Stop settling for "okay" streaming quality. If you want the best experience, do this right now:

  1. Check your Power: Plug your Fire Stick into a wall outlet, not the USB port on the back of the TV. The TV port often doesn't provide enough amperage, leading to random reboots and laggy app performance.
  2. Update the App: Manually check for updates in the Appstore. YouTube TV pushes "silent" updates that don't always trigger automatically.
  3. Calibrate Display: Go to Fire TV Settings > Display & Sounds > Match Original Frame Rate. Turn this ON. It allows YouTube TV to switch between 24fps for movies and 60fps for sports, eliminating that weird "judder" during fast motion.
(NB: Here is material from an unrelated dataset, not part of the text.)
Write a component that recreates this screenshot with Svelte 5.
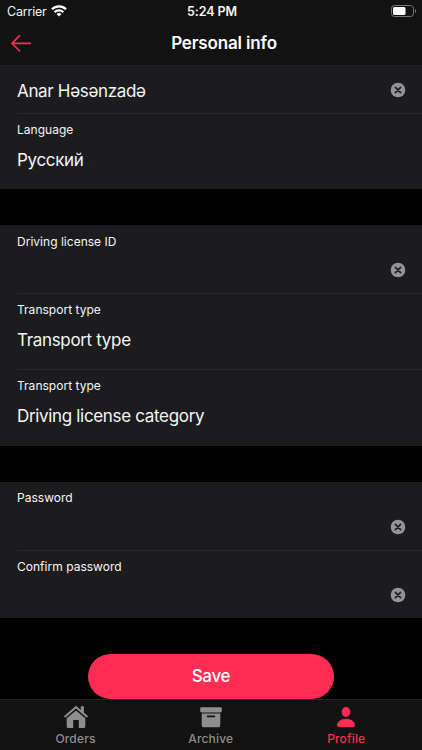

  4. Manage Data: If you’re on a data cap (looking at you, Comcast/Xfinity), go into the YouTube TV settings and set the default quality to 1080p instead of 4K. You'll save hundreds of gigabytes a month without noticing much difference on a standard screen.
  5. Restart Weekly: Just pull the power plug once a week. It clears the system cache in a way that the software "Restart" command simply doesn't.

Streaming doesn't have to be a chore. By tweaking these few settings and understanding the limitations of the hardware, you can actually enjoy the "cable-free" life you're paying for.